Why You Can’t Contribute Directly
The IRS restricts direct Roth IRA contributions by income. For 2026: single filers phase out at $153,000-$168,000, married filing jointly at $242,000-$252,000. Above those thresholds, direct contribution is zero.
But here’s what the IRS didn’t close off: there is no income limit on making a non-deductible contribution to a traditional IRA. And no income limit on converting that IRA to a Roth. The backdoor Roth is simply those two steps used together.
How It Works
Contribute $7,500 to a traditional IRA - $8,600 if you’re 50 or older in 2026. Critical detail: do not deduct it. You’re putting in after-tax dollars intentionally. That after-tax basis is what makes the conversion tax-free.

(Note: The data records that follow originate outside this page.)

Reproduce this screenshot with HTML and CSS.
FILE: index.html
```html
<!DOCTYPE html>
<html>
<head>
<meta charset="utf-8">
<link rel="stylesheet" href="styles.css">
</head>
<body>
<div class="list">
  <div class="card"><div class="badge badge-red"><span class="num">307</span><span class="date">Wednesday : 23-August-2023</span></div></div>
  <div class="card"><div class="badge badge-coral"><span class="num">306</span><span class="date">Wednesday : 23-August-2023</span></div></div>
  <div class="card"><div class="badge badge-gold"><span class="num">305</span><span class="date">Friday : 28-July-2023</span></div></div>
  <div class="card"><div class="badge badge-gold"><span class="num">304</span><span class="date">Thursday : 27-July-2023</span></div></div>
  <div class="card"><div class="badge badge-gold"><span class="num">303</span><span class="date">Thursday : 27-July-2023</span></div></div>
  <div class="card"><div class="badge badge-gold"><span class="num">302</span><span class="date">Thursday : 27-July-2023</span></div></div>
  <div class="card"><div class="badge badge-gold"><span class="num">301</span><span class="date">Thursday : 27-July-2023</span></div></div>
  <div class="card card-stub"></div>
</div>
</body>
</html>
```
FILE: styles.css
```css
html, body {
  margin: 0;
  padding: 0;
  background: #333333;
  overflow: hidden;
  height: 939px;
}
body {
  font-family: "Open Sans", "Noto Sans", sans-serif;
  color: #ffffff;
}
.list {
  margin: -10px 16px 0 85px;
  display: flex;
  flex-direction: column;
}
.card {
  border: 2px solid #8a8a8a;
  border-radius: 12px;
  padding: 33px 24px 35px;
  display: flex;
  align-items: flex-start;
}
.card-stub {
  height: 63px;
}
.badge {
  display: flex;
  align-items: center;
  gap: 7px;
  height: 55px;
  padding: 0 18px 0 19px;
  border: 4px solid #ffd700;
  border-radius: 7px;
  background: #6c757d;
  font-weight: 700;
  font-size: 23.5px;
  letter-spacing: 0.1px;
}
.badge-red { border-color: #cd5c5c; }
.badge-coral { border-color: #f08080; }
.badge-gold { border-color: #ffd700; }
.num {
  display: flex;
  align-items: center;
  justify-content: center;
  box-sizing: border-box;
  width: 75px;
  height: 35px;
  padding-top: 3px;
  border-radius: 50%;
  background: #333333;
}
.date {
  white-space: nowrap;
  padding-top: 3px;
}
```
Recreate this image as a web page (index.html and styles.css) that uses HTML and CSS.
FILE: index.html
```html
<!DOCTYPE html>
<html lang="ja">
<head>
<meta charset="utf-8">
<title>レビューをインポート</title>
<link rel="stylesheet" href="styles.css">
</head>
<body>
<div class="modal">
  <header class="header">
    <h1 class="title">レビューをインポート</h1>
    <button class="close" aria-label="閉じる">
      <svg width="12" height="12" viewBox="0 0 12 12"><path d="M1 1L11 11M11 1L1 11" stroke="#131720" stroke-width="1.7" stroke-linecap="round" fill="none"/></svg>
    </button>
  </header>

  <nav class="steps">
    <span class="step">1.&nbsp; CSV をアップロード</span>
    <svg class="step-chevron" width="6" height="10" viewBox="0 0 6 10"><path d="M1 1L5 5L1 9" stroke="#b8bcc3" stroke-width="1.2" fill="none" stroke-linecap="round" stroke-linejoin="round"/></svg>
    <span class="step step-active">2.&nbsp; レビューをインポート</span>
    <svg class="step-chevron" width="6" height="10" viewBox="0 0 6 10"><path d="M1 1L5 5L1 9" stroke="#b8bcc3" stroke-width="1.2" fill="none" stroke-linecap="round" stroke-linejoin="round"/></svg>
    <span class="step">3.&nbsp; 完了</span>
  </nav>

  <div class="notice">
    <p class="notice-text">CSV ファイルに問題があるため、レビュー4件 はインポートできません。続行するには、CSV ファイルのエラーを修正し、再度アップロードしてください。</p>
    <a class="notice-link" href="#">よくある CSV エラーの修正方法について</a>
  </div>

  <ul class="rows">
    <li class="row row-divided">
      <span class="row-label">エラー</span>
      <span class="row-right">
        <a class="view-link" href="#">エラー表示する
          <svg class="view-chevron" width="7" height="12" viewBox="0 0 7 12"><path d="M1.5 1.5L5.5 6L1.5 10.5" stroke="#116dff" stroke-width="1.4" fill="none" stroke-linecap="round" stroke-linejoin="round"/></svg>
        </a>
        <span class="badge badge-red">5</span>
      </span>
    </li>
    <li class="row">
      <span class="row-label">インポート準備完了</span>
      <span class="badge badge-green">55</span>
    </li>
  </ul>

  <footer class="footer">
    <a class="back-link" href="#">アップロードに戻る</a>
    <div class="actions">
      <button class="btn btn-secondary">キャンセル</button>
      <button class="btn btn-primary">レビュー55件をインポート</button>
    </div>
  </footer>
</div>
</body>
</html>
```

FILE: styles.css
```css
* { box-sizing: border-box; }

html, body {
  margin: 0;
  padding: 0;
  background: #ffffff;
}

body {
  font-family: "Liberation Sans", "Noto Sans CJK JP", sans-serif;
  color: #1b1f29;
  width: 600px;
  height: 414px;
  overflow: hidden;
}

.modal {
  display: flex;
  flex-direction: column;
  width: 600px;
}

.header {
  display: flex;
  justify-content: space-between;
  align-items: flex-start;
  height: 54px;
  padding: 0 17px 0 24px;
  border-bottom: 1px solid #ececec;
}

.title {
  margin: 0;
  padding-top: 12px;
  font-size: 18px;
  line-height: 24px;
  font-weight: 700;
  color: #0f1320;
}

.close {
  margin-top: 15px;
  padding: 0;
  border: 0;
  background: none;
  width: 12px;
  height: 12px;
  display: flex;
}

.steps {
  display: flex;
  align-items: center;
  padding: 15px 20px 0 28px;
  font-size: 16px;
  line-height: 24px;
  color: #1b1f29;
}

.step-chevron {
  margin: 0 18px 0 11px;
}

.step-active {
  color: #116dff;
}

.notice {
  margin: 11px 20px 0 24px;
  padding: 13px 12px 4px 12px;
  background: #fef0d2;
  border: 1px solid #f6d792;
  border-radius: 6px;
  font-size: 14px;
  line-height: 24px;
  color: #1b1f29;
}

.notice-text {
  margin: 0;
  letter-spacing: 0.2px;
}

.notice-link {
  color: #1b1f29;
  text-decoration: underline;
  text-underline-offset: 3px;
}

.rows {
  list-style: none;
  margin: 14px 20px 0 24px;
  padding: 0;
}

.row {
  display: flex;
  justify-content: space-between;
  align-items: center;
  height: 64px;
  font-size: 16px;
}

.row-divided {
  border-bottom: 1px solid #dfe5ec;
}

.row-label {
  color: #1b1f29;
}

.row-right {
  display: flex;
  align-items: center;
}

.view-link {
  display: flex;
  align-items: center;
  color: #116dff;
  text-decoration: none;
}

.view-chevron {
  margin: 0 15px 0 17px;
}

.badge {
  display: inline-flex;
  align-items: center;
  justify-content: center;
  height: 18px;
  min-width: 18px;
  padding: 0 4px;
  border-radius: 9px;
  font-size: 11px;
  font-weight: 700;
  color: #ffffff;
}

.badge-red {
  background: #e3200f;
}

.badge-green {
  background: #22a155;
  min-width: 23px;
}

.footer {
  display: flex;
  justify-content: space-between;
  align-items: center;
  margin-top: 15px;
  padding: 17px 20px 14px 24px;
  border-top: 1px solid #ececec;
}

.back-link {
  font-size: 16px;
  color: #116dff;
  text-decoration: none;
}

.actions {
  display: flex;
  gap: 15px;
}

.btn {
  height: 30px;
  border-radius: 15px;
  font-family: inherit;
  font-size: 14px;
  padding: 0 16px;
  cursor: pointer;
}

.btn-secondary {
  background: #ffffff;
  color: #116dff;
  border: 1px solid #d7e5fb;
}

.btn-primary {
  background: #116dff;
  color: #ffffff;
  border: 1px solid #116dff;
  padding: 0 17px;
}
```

Then convert to Roth immediately - same day if possible. Any earnings between contribution and conversion are taxable. A $7,500 contribution that earns $50 before you convert creates $50 of taxable income. Small, but avoidable. Most custodians allow same-day conversion. Set it up before you fund.
Two steps, clean result, $7,500 per year into Roth regardless of income.
The Pro-Rata Rule: Where Most People Get Hurt
The IRS doesn’t let you choose which dollars you’re converting. It looks at the total of all your traditional IRA balances across every account and every custodian, treats them as a single pool, and applies a ratio. The pre-tax percentage of that pool is the taxable percentage of your conversion.
The graphic below shows exactly what it looks like in a real example:
Opening a new account at a different custodian doesn’t help. The IRS sees through it.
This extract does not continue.